Remember that after every interior node, the dataset will be reduced in size which changes the optimal field or split point to use for the next interior node.

The next issue to consider is when to stop adding further branches.

If we consider the Titanic tree again, we can see that it predicts all female passengers survive.

Of course, this was not the case in reality.

You might therefore wonder why the tree doesn't have further splits for female passengers like it does for male passengers.

The issue is that a decision tree needs to strike a balance between accuracy and overfitting.

Adding more branches should make the tree's predictions more accurate. However, adding more branches also increases the risk of overfitting.

You may remember that overfitting occurs when a model makes predictions that are too specific to the data it was trained on.

An overfitted model, therefore, doesn't predict new data well enough.

There are several possible methods for deciding when to stop growing a tree. One strategy is to stop if the number of observations in the data reaches a low enough level.

Another option is to limit the number of branches between the root and the leaves of the tree. A final option is to build a large tree and then prune it by eliminating the branches that least improve the tree's accuracy.

Whatever method is used, we should hopefully end up with an intuitive tree that can be used to make good predictions.

We've now learned how to create decision trees.

The main advantage of decision trees is they're easy and intuitive to understand.
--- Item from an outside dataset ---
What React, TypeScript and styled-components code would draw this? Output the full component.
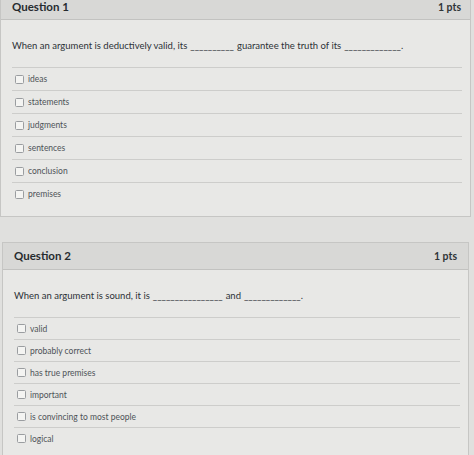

Anyone can understand how a decision tree works without needing advanced knowledge of math or statistics.

The main disadvantage of decision trees is that they are unstable.

If the root node of a decision tree changes, then a new observation will probably take a completely different path through the tree.

For this reason, it's not a good idea to rely on a single decision tree as a classifier. To address this, there are several methods that classify things by combining multiple trees.

These methods are known as ensemble methods.

We'll look at one of these methods called boosting in the next lesson.